Show Of Support Matters
On my walk, I noticed many windows, including my own, sporting homemade-looking Ukrainian flags, often alongside Black Lives Matter signs. I’ve often wondered if such signs were anything more than preaching to the choir, but last week, I learned the they may have a surprisingly positive impact. A friend visiting Bainbridge got lost and ended up driving through several smaller neighborhoods looking for the correct road. Along the way, she saw many windows with BLM signs in houses of all sizes and was brought to tears. As she said, “I didn’t know people on Bainbridge cared about people who look like me.” I was moved to tears as well, and started thinking about who we assume might be seeing our signs. Family, friends, and neighbors, of course, but in this tiny neighborhood, I hadn’t really thought much about other visitors, as well as the many service people and delivery truck drivers who frequent our neighborhoods. Whatever their political persuasions, whatever their color or gender, just seeing so many signs of solidarity has to be sending them a message too.
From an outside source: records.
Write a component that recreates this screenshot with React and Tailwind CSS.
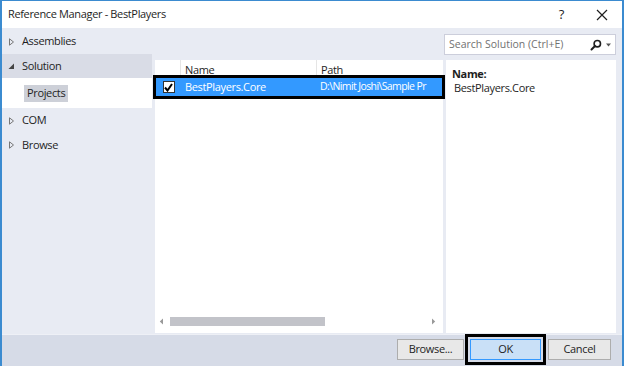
const NavItem = ({ label, open, selected, h }) => (
  <div className={`flex items-center pl-[6px] ${h} ${selected ? "bg-[#d9dce6]" : ""}`}>
    {open ? (
      <svg width="7" height="7" viewBox="0 0 7 7" className="mr-[7px]">
        <path d="M6 0.5 L6 6 L0.5 6 Z" fill="#444" />
      </svg>
    ) : (
      <svg width="7" height="8" viewBox="0 0 7 8" className="mr-[7px]">
        <path d="M1.5 0.8 L5.5 4 L1.5 7.2 Z" fill="none" stroke="#777" strokeWidth="1" />
      </svg>
    )}
    <span className="text-[#1e1e1e]">{label}</span>
  </div>
);

const Btn = ({ children, primary, w }) => (
  <button
    className={`h-[21px] ${w} border text-[#1e1e1e] ${
      primary
        ? "bg-[#c9e0f7] border-[#3399ff] outline-[3px] outline-black outline-offset-[2px]"
        : "bg-[#e8e8e8] border-[#adadad]"
    }`}
  >
    {children}
  </button>
);

export default function App() {
  return (
    <div
      className="w-[624px] h-[366px] flex flex-col border-x-2 border-t border-[#3b8bd0] bg-[#e8ebf3] text-[11px] tracking-[-0.35px] overflow-hidden"
      style={{ fontFamily: '"Open Sans", "Noto Sans", sans-serif' }}
    >
      {/* title bar */}
      <div className="h-[27px] bg-white flex items-center shrink-0 pl-[6px] pr-[14px]">
        <span className="text-[#1e1e1e] text-[11px]">Reference Manager - BestPlayers</span>
        <span className="ml-auto text-[#1e1e1e] text-[13px] mr-[32px]">?</span>
        <svg width="12" height="12" viewBox="0 0 12 12">
          <path d="M1 1 L11 11 M11 1 L1 11" stroke="#1e1e1e" strokeWidth="1.2" />
        </svg>
      </div>

      {/* body */}
      <div className="flex-1 flex">
        {/* left nav */}
        <div className="w-[150px] flex flex-col pt-[1px]">
          <NavItem label="Assemblies" h="h-[25px]" />
          <NavItem label="Solution" open selected h="h-[24px]" />
          <div className="h-[30px] bg-white flex items-center pl-[22px]">
            <span className="bg-[#cdd0d8] px-[3px] h-[17px] flex items-center text-[#1e1e1e]">Projects</span>
          </div>
          <NavItem label="COM" h="h-[25px]" />
          <NavItem label="Browse" h="h-[24px]" />
        </div>

        {/* main area */}
        <div className="flex-1 flex flex-col pl-[3px] pr-[6px] pb-[1px]">
          <div className="h-[32px] flex justify-end items-start pt-[6px]">
            <div className="w-[172px] h-[21px] bg-white border border-[#cccedb] flex items-center pl-[4px] pr-[3px] tracking-normal">
              <span className="text-[#717171] text-[10.5px]">Search Solution (Ctrl+E)</span>
              <svg width="12" height="12" viewBox="0 0 12 12" className="ml-auto">
                <circle cx="7.3" cy="4.7" r="3.2" fill="none" stroke="#1e1e1e" strokeWidth="1.6" />
                <path d="M5 7 L1.5 10.5" stroke="#1e1e1e" strokeWidth="2" strokeLinecap="round" />
              </svg>
              <svg width="7" height="4" viewBox="0 0 7 4" className="ml-[3px]">
                <path d="M1 0.5 L6 0.5 L3.5 3.5 Z" fill="#555" />
              </svg>
            </div>
          </div>

          <div className="flex-1 flex gap-[3px]">
            {/* list */}
            <div className="w-[288px] bg-white flex flex-col">
              <div className="h-[18px] flex text-[#1e1e1e] shrink-0">
                <div className="w-[25px]" />
                <div className="w-[136px] border-l border-[#e5e5e5] pl-[4px] pt-[2px] flex items-center">Name</div>
                <div className="flex-1 border-l border-[#e5e5e5] pl-[4px] pt-[2px] flex items-center">Path</div>
              </div>
              <div className="mx-[1px] h-[18px] bg-[#3399ff] flex items-center text-white outline-[3px] outline-black whitespace-nowrap overflow-hidden">
                <div className="w-[24px] flex justify-center pl-[1px]">
                  <div className="w-[12px] h-[12px] bg-white border border-[#333] flex items-center justify-center">
                    <svg width="9" height="9" viewBox="0 0 9 9">
                      <path d="M1 4.5 L3.5 7.5 L8 1" fill="none" stroke="#000" strokeWidth="2" />
                    </svg>
                  </div>
                </div>
                <div className="w-[136px] pl-[5px]">BestPlayers.Core</div>
                <div className="w-[118px] pl-[4px] tracking-[-0.6px] text-[10.5px]">D:\Nimit Joshi\Sample Pr</div>
              </div>
              <div className="flex-1" />
              <div className="h-[12px] mb-[6px] flex items-center px-[4px]">
                <svg width="5" height="7" viewBox="0 0 5 7">
                  <path d="M4 0.5 L0.8 3.5 L4 6.5 Z" fill="#999" />
                </svg>
                <div className="ml-[6px] w-[155px] h-[9px] bg-[#c2c3c9]" />
                <svg width="5" height="7" viewBox="0 0 5 7" className="ml-auto mr-[3px]">
                  <path d="M1 0.5 L4.2 3.5 L1 6.5 Z" fill="#999" />
                </svg>
              </div>
            </div>

            {/* detail */}
            <div className="flex-1 bg-white pl-[6px] pt-[7px] text-[#1e1e1e] leading-[14px]">
              <div className="font-bold">Name:</div>
              <div className="pl-[2px]">BestPlayers.Core</div>
            </div>
          </div>
        </div>
      </div>

      {/* footer */}
      <div className="h-[32px] shrink-0 bg-[#d6dbe7] border-t border-[#eef0f6] flex items-start pt-[4px] justify-end pr-[11px]">
        <Btn w="w-[67px]">Browse...</Btn>
        <div className="w-[6px]" />
        <Btn primary w="w-[71px]">OK</Btn>
        <div className="w-[7px]" />
        <Btn w="w-[63px]">Cancel</Btn>
      </div>
    </div>
  );
}
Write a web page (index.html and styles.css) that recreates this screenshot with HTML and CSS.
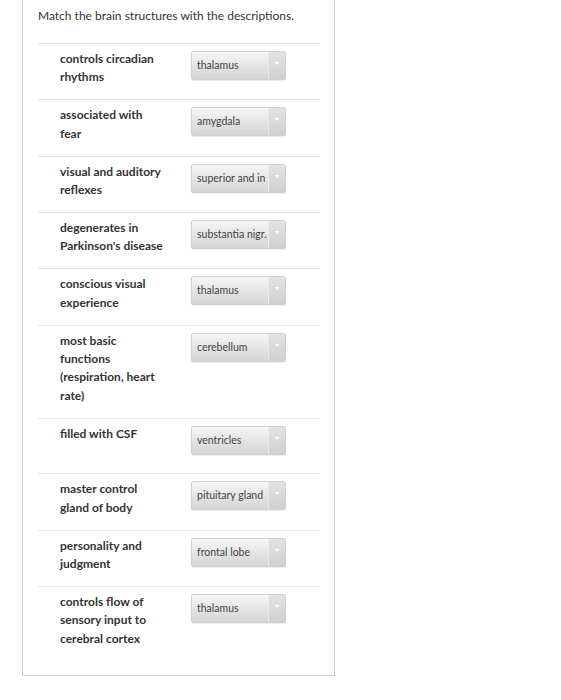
FILE: index.html
```html
<!DOCTYPE html>
<html>
<head>
<meta charset="utf-8">
<link rel="stylesheet" href="styles.css">
</head>
<body>
<div class="card">
  <p class="prompt">Match the brain structures with the descriptions.</p>
  <div class="rows">
    <div class="row"><div class="desc">controls circadian rhythms</div><div class="sel"><span class="val">thalamus</span><span class="arrow"></span></div></div>
    <div class="row"><div class="desc">associated with fear</div><div class="sel"><span class="val">amygdala</span><span class="arrow"></span></div></div>
    <div class="row"><div class="desc">visual and auditory reflexes</div><div class="sel"><span class="val">superior and in</span><span class="arrow"></span></div></div>
    <div class="row"><div class="desc">degenerates in Parkinson's disease</div><div class="sel"><span class="val">substantia nigr.</span><span class="arrow"></span></div></div>
    <div class="row"><div class="desc">conscious visual experience</div><div class="sel"><span class="val">thalamus</span><span class="arrow"></span></div></div>
    <div class="row"><div class="desc">most basic functions (respiration, heart rate)</div><div class="sel"><span class="val">cerebellum</span><span class="arrow"></span></div></div>
    <div class="row"><div class="desc">filled with CSF</div><div class="sel"><span class="val">ventricles</span><span class="arrow"></span></div></div>
    <div class="row"><div class="desc">master control gland of body</div><div class="sel"><span class="val">pituitary gland</span><span class="arrow"></span></div></div>
    <div class="row"><div class="desc">personality and judgment</div><div class="sel"><span class="val">frontal lobe</span><span class="arrow"></span></div></div>
    <div class="row"><div class="desc">controls flow of sensory input to cerebral cortex</div><div class="sel"><span class="val">thalamus</span><span class="arrow"></span></div></div>
  </div>
</div>
</body>
</html>
```
FILE: styles.css
```css
html, body {
  margin: 0;
  padding: 0;
  background: #fff;
}
body {
  font-family: Lato, "Open Sans", "Liberation Sans", sans-serif;
  color: #333;
}
.card {
  box-sizing: border-box;
  margin-left: 22px;
  width: 313px;
  border: 1px solid #cfcfcf;
  border-top: none;
  padding: 6px 14px 14px 15px;
}
.prompt {
  margin: 0 0 17px 0;
  font-size: 12px;
  line-height: 20px;
  color: #333;
}
.rows {
  width: 282px;
}
.row {
  display: flex;
  align-items: flex-start;
  border-top: 1px solid #e6e6e6;
  padding: 6px 0 12.5px 22px;
}
.desc {
  width: 105px;
  margin-right: 26px;
  font-size: 12px;
  font-weight: 700;
  line-height: 18.4px;
  color: #333;
}
.sel {
  display: flex;
  width: 93px;
  height: 27px;
  margin-top: 1px;
  margin-bottom: 6px;
  border: 1px solid #d0d0d0;
  border-radius: 2px;
  background: linear-gradient(#f6f6f6, #d4d4d4);
  box-shadow: 0 1px 1px rgba(0,0,0,0.08);
  overflow: hidden;
}
.val {
  flex: 1;
  padding-left: 5px;
  font-size: 10.5px;
  line-height: 27px;
  color: #444;
  white-space: nowrap;
  overflow: hidden;
}
.arrow {
  width: 16px;
  position: relative;
  border-left: 1px solid #ebebeb;
  background: linear-gradient(#e2e2e2, #d0d0d0);
}
.arrow::after {
  content: "";
  position: absolute;
  left: 6px;
  top: 10px;
  border-left: 2px solid transparent;
  border-right: 2px solid transparent;
  border-top: 3px solid #fff;
}
```
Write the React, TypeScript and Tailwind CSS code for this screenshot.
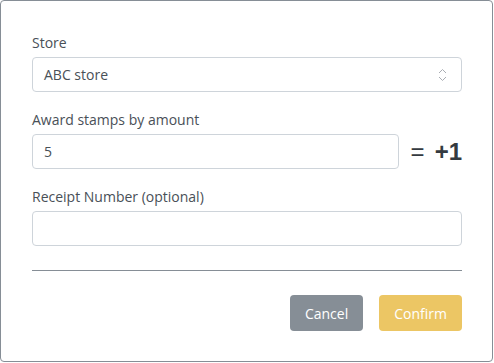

Boldly Flavorful Vegetarian Stock
My youngest brother is an inspired foodie and his blog often sparks a flurry of fun in my own kitchen. Eben cooks a lot of meat, while I lean towards vegetarian meals, but one of his inventions has given my soups a fabulous flavor boost. Vegetarian soups can taste a bit thin, so when Eben wrote about making a savory, Parmesan-based broth a year or so ago, I immediately started experimenting. Last week he posted an updated version that boasts an even deeper umami-rich flavor. That reminded me that I had a bunch of Parmesan rinds in my freezer so I put them right to work. My version below is simpler than his (see his blog link below) but amazingly delicious all the same. I freeze some in recycled yogurt containers and some in an ice cube tray used for pesto and other savory things, then pop them out and store them in a freezer box. When a dish needs a bigger base note, just drop a cube or two into the mix and prepare to be amazed. Try adding a cupful of this stock to split pea soup for another blissful experience.
Hearty Parmesan Stock
1 tablespoon olive or avocado oil
1 large yellow onion, chopped
4 cloves garlic, chopped
4 stalks celery, chopped
1/4 tsp kosher salt
2 cups chopped Parmesan cheese rinds
8 cups water
Combine oil, vegetables and salt in a soup pot over medium heat and cook until barely soft (3-5 minutes). Add water and chopped rinds, cover and bring to a simmer over medium heat. Reduce heat to medium low and simmer, stirring occasionally, for 3-4 hours, or until cheese rinds are almost entirely melted. Strain through a colander and freeze in small amounts for up to 3 months. Makes about 6 cups stout stock.